Almost all mosques destroyed in C African Republic conflict
Mar. 17, 2015
UNITED NATIONS (AP) — Almost all of the 436 mosques in the Central African Republic have been destroyed by months of vicious fighting between Christians and Muslims, the U.S. ambassador to the United Nations said Tuesday, calling the devastation "kind of crazy, chilling."
Samantha Power spoke to reporters after a Security Council visit last week to the country. She expressed concern about an upcoming possible security vacuum as European Union and French forces pull out and a U.N. peacekeeping force is still not at full strength.
At least 5,000 people have been killed since Central African Republic exploded into unprecedented sectarian violence in December 2013. Nearly 1 million of the Texas-sized country's 4.5 million residents have been displaced.

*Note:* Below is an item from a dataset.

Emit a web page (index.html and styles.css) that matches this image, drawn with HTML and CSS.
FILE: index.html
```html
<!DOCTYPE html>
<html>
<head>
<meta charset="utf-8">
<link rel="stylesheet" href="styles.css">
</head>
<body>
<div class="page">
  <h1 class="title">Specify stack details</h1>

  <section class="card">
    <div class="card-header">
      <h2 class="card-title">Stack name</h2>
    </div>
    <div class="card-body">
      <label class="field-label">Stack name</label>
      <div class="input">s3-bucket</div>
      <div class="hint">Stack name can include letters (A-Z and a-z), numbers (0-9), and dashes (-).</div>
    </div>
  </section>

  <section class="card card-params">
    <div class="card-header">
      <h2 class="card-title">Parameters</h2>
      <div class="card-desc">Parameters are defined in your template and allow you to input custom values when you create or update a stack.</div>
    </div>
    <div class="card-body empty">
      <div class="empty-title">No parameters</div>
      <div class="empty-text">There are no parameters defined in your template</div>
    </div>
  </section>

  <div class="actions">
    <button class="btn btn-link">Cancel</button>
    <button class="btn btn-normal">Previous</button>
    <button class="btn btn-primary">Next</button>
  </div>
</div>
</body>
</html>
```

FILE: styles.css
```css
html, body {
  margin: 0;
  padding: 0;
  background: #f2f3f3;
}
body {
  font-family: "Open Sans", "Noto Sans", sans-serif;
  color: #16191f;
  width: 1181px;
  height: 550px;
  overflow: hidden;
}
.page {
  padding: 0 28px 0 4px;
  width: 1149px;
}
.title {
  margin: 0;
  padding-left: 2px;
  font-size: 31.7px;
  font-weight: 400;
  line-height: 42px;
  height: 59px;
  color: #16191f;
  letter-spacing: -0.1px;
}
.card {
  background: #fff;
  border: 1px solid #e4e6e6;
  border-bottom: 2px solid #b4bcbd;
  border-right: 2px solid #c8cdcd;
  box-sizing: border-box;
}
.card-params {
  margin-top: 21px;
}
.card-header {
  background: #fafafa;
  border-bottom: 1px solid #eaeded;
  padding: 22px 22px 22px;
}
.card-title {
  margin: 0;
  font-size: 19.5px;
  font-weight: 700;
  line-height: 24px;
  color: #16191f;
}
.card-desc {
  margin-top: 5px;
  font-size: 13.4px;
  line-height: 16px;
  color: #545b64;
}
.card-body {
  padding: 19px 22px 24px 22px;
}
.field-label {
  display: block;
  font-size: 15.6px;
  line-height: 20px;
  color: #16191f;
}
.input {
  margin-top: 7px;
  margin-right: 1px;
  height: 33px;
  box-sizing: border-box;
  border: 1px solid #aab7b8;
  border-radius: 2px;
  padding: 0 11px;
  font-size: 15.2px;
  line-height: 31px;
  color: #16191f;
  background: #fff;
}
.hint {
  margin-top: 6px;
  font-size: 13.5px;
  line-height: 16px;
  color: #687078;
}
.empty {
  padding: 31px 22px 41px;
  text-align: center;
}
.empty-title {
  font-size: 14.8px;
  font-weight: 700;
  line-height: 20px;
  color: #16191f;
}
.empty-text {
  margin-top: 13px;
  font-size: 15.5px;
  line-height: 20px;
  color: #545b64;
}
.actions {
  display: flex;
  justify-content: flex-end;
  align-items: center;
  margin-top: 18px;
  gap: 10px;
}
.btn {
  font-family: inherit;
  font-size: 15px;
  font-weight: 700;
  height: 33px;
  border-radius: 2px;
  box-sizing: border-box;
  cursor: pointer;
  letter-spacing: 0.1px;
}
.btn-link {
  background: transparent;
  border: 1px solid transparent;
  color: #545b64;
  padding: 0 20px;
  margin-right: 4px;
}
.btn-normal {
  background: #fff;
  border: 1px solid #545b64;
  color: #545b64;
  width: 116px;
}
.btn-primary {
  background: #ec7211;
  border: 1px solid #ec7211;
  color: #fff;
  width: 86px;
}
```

Many of those who have fled are Muslim.
Power said 417 of the country's mosques have been destroyed. She visited the one remaining Muslim neighborhood in the capital, Bangui, and described the residents as "a terrified population."

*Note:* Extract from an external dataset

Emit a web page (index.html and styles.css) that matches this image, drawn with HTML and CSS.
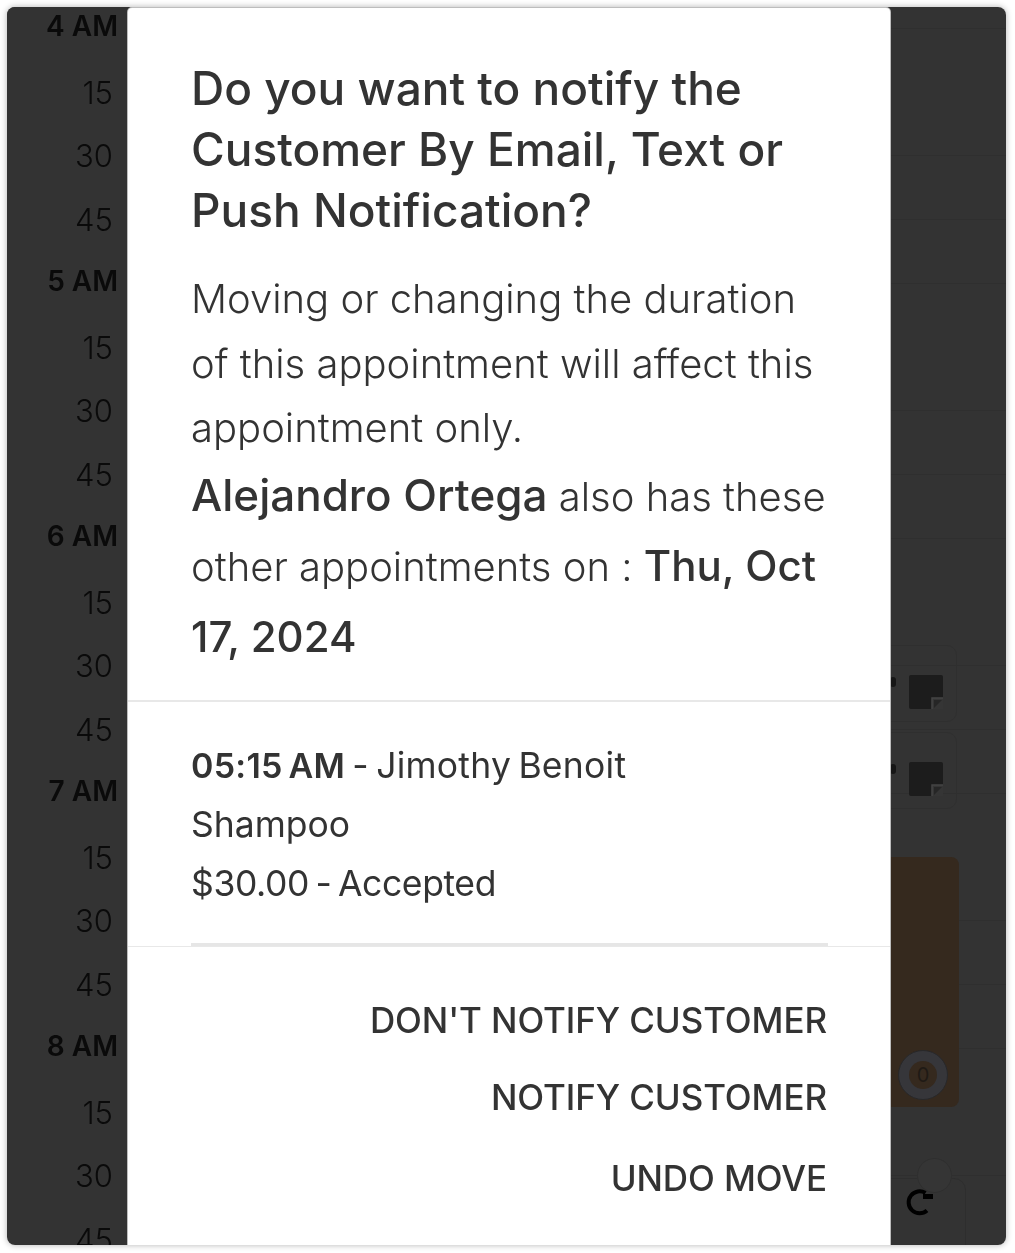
FILE: index.html
```html
<!DOCTYPE html>
<html lang="en">
<head>
  <meta charset="UTF-8">
  <meta name="viewport" content="width=device-width, initial-scale=1.0">
  <title>Notify customer</title>
  <link rel="stylesheet" href="styles.css">
</head>
<body>
  <div class="frame">
    <div class="calendar">
      <ul class="times">
        <li class="hour">4 AM</li><li>15</li><li>30</li><li>45</li>
        <li class="hour">5 AM</li><li>15</li><li>30</li><li>45</li>
        <li class="hour">6 AM</li><li>15</li><li>30</li><li>45</li>
        <li class="hour">7 AM</li><li>15</li><li>30</li><li>45</li>
        <li class="hour">8 AM</li><li>15</li><li>30</li><li>45</li>
      </ul>

      <div class="note-card note-card-one">
        <span class="note-dot"></span>
        <svg class="note-icon" viewBox="0 0 34 34"><path d="M2 0h30a2 2 0 0 1 2 2v30a2 2 0 0 1-2 2H2a2 2 0 0 1-2-2V2a2 2 0 0 1 2-2z" fill="#1c1c1c"/><path d="M23 34V23h11v11z" fill="#353535"/><path d="M23 34V23h11" fill="none" stroke="#444" stroke-width="1.5"/><path d="M25 33V25h8z" fill="#262626"/></svg>
      </div>
      <div class="note-card note-card-two">
        <span class="note-dot"></span>
        <svg class="note-icon" viewBox="0 0 34 34"><path d="M2 0h30a2 2 0 0 1 2 2v30a2 2 0 0 1-2 2H2a2 2 0 0 1-2-2V2a2 2 0 0 1 2-2z" fill="#1c1c1c"/><path d="M23 34V23h11v11z" fill="#353535"/><path d="M23 34V23h11" fill="none" stroke="#444" stroke-width="1.5"/><path d="M25 33V25h8z" fill="#262626"/></svg>
      </div>

      <div class="appointment"></div>
      <div class="badge"><span>0</span></div>

      <div class="fab-card"></div>
      <div class="fab-circle"></div>
      <svg class="refresh" viewBox="0 0 28 28"><path d="M22 22.5A11 11 0 1 1 20.5 5" fill="none" stroke="#000" stroke-width="4"/><path d="M18 6h10v5H18z" fill="#000"/></svg>
    </div>

    <div class="modal">
      <div class="modal-head">
        <h1>Do you want to notify the Customer By Email, Text or Push Notification?</h1>
        <p class="message">Moving or changing the duration of this appointment will affect this appointment only.</p>
        <p class="others"><strong class="name">Alejandro Ortega</strong> also has these other appointments on : <strong>Thu, Oct 17, 2024</strong></p>
      </div>
      <div class="modal-list">
        <div class="appt-row">
          <p class="appt-title"><b>05:15 AM</b> - Jimothy Benoit</p>
          <p>Shampoo</p>
          <p class="appt-price">$30.00 - Accepted</p>
        </div>
      </div>
      <div class="modal-actions">
        <a href="#">DON'T NOTIFY CUSTOMER</a>
        <a href="#">NOTIFY CUSTOMER</a>
        <a href="#">UNDO MOVE</a>
      </div>
    </div>
  </div>
</body>
</html>
```

FILE: styles.css
```css
* {
  margin: 0;
  padding: 0;
  box-sizing: border-box;
  font-family: 'Inter', 'Liberation Sans', sans-serif;
}

html, body {
  height: 100%;
  background: #fff;
  overflow: hidden;
}

body {
  padding: 7px 9px 8px 7px;
}

.frame {
  position: relative;
  height: 100%;
  border-radius: 8px;
  overflow: hidden;
  background: #333;
}

body::before {
  content: '';
  position: fixed;
  top: 7px;
  left: 7px;
  right: 9px;
  bottom: 8px;
  border-radius: 8px;
  box-shadow: 0 0 6px rgba(0, 0, 0, 0.3);
}

.calendar {
  height: 100%;
  background-image: repeating-linear-gradient(to bottom, transparent 0, transparent 63px, #2f2f2f 63px, #2f2f2f 63.75px);
  background-position: 0 -29px;
}

.times {
  list-style: none;
  width: 121px;
  margin-top: -13px;
  height: 100%;
  background: #333;
}

.times li {
  height: 63.75px;
  display: flex;
  align-items: center;
  justify-content: flex-end;
  padding: 5px 15px 0 0;
  font-size: 31px;
  font-weight: 300;
  color: #0a0a0a;
}

.times .hour {
  padding: 0 10px 0 0;
  font-size: 28px;
  font-weight: 600;
}

.note-card {
  position: absolute;
  left: 860px;
  width: 90px;
  height: 77px;
  border: 1px solid #2f2f2f;
  border-radius: 10px;
}

.note-card-one { top: 638px; }
.note-card-two { top: 725px; }

.note-dot {
  position: absolute;
  left: 22px;
  top: 31px;
  width: 6px;
  height: 10px;
  border-radius: 3px;
  background: #161616;
}

.note-icon {
  position: absolute;
  left: 41px;
  top: 29px;
  width: 34px;
  height: 34px;
}

.appointment {
  position: absolute;
  left: 860px;
  top: 850px;
  width: 92px;
  height: 250px;
  border-radius: 8px;
  background: #35291e;
}

.badge {
  position: absolute;
  left: 891px;
  top: 1043px;
  width: 50px;
  height: 50px;
  border-radius: 50%;
  border: 1px solid #28282a;
  background: #36363a;
  display: flex;
  align-items: center;
  justify-content: center;
}

.badge span {
  width: 28px;
  height: 28px;
  border-radius: 50%;
  background: #35291e;
  color: #1f1a15;
  font-size: 20px;
  line-height: 28px;
  text-align: center;
}

.fab-card {
  position: absolute;
  left: 860px;
  top: 1171px;
  width: 99px;
  height: 90px;
  border: 1px solid #2e2e2e;
  border-radius: 12px;
}

.fab-circle {
  position: absolute;
  left: 910px;
  top: 1151px;
  width: 35px;
  height: 35px;
  border-radius: 50%;
  background: #353535;
  border: 1px solid #2f2f2f;
}

.refresh {
  position: absolute;
  left: 898px;
  top: 1181px;
  width: 28px;
  height: 28px;
}

.modal {
  position: absolute;
  top: 1px;
  left: 121px;
  width: 762px;
  bottom: 0;
  background: #fff;
  border-radius: 4px 4px 0 0;
  box-shadow: 0 0 0 1px #bdbdbd;
  color: #333;
}

.modal-head {
  padding: 50px 62px 28px 63px;
  border-bottom: 2px solid #e8e8e8;
}

.modal-head h1 {
  font-size: 46px;
  font-weight: 450;
  line-height: 61px;
  margin-bottom: 26px;
}

.message {
  font-size: 40px;
  font-weight: 300;
  line-height: 64.5px;
}

.others {
  font-size: 40px;
  font-weight: 300;
  line-height: 69.5px;
}

.others strong {
  font-size: 42px;
  font-weight: 500;
}

.others .name {
  font-size: 44px;
}

.modal-list {
  padding: 34px 62px 0 63px;
  border-bottom: 1px solid #e8e8e8;
}

.appt-row {
  padding-bottom: 30px;
  border-bottom: 3px solid #e6e6e6;
}

.appt-row p {
  font-size: 35.5px;
  font-weight: 400;
  line-height: 59px;
}

.appt-row b {
  font-size: 34px;
  font-weight: 600;
}

.appt-title {
  word-spacing: -3px;
  letter-spacing: 0.25px;
}

.appt-price {
  word-spacing: -3px;
  letter-spacing: -0.4px;
}

.modal-actions {
  display: flex;
  flex-direction: column;
  align-items: flex-end;
  gap: 29px;
  padding: 49px 63px 0 63px;
}

.modal-actions a {
  color: #333;
  text-decoration: none;
  font-size: 35px;
  font-weight: 500;
  line-height: 48px;
  letter-spacing: -0.1px;
}

.modal-actions a:last-child {
  margin-top: 4px;
}
```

Some Muslim women, afraid of leaving the community while wearing their veils, are choosing to give birth in their homes instead of hospitals, the ambassador said.

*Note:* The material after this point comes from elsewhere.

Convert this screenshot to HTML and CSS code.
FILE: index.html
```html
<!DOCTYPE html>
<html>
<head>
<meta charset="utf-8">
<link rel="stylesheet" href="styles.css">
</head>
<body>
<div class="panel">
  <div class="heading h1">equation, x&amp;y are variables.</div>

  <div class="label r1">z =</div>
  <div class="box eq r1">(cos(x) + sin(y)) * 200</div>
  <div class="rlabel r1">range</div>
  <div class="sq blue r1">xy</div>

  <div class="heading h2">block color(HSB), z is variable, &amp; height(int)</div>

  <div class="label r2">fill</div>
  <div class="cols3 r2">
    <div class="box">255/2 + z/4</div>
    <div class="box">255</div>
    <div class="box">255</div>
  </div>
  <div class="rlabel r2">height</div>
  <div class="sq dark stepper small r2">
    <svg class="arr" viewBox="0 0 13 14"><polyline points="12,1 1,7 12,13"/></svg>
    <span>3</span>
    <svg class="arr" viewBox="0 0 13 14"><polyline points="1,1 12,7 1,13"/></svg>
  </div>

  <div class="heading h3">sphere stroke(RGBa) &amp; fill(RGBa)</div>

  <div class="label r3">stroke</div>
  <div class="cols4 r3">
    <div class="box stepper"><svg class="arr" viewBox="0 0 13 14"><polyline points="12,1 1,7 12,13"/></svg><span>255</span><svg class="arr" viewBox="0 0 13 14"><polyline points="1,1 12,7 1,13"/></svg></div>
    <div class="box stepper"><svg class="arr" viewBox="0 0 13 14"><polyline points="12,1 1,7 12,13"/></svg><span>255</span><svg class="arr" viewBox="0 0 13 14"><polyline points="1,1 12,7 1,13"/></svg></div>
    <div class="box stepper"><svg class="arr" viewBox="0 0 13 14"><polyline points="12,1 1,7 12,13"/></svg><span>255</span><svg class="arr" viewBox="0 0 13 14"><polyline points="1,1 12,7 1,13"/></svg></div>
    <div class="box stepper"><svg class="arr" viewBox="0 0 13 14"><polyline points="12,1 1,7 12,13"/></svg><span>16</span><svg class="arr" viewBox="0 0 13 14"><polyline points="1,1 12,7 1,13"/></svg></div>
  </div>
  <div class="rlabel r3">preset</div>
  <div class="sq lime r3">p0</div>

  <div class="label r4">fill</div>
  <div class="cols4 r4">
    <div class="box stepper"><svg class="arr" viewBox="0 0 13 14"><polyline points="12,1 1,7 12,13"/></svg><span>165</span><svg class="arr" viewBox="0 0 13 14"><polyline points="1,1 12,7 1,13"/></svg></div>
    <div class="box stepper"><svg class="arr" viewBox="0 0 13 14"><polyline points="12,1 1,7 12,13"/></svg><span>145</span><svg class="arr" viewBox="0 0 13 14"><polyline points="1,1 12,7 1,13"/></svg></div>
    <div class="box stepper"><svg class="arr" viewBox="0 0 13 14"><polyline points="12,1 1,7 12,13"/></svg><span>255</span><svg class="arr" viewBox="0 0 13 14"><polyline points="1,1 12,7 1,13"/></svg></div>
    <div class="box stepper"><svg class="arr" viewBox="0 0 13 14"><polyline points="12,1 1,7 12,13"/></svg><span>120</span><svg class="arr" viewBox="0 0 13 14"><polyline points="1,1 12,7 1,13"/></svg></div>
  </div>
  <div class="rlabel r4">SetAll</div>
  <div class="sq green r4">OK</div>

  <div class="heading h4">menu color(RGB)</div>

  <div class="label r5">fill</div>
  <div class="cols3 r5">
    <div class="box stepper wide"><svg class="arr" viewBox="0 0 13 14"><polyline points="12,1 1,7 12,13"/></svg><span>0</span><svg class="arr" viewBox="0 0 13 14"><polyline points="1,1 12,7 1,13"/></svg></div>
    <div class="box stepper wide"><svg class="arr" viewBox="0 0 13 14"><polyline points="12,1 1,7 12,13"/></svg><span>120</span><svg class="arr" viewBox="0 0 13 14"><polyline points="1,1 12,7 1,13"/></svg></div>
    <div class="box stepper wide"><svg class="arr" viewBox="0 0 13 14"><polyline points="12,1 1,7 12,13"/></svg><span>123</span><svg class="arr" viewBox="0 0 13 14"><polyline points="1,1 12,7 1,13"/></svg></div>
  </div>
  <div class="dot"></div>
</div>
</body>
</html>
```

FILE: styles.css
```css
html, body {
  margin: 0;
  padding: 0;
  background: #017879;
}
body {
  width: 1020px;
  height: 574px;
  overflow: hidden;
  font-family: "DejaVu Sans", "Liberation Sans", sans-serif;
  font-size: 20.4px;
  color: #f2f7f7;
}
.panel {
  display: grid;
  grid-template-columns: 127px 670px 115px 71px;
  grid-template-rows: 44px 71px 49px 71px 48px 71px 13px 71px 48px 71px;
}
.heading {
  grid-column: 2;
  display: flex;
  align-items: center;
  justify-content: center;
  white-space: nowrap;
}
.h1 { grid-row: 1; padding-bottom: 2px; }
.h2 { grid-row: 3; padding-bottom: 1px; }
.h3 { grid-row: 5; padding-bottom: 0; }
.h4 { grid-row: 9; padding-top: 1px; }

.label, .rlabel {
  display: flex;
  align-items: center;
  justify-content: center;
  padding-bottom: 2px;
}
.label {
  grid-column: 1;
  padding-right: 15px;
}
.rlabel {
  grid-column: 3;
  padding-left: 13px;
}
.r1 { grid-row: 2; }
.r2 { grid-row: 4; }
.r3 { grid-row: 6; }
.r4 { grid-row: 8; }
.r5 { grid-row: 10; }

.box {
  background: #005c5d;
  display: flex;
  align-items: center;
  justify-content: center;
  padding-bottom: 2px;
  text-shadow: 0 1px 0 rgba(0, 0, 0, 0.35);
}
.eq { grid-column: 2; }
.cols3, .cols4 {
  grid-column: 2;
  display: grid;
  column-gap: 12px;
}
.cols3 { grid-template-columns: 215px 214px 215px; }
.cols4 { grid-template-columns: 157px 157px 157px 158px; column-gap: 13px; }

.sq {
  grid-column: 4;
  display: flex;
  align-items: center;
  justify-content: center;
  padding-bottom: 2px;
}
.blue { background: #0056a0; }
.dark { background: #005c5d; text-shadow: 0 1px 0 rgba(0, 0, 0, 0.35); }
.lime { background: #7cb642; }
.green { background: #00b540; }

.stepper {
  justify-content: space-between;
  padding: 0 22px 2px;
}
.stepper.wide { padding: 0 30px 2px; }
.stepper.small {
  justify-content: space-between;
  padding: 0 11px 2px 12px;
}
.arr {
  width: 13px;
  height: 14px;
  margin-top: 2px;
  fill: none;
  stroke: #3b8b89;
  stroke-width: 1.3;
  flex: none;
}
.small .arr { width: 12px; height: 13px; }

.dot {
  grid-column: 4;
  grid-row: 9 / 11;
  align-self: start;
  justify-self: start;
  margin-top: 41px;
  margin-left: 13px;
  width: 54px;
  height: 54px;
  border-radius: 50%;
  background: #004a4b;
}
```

U.N. peacekeepers, French forces and a European Union military operation have tried to calm the violence. But Power said the last of the EU force of about 750 troops left the Central African Republic over the weekend, shortly after the Security Council visit.
"That's a big dropoff in capability," she said. Meanwhile, the French forces have announced a "substantial drawdown" by the end of this year. France had sent 2,000 troops to its former colony.
The U.N. peacekeeping force remains at about 80 percent of its planned strength of about 10,000, Power said. The U.N. secretary-general last month asked for more than 1,000 additional peacekeepers, and Power said the council is "very favorably disposed" to the request.
She said the combined forces have "averted a worst-case scenario," but the country's roving armed groups remain armed.
The ambassador called that a deep cause for concern and said disarmament is a "huge priority."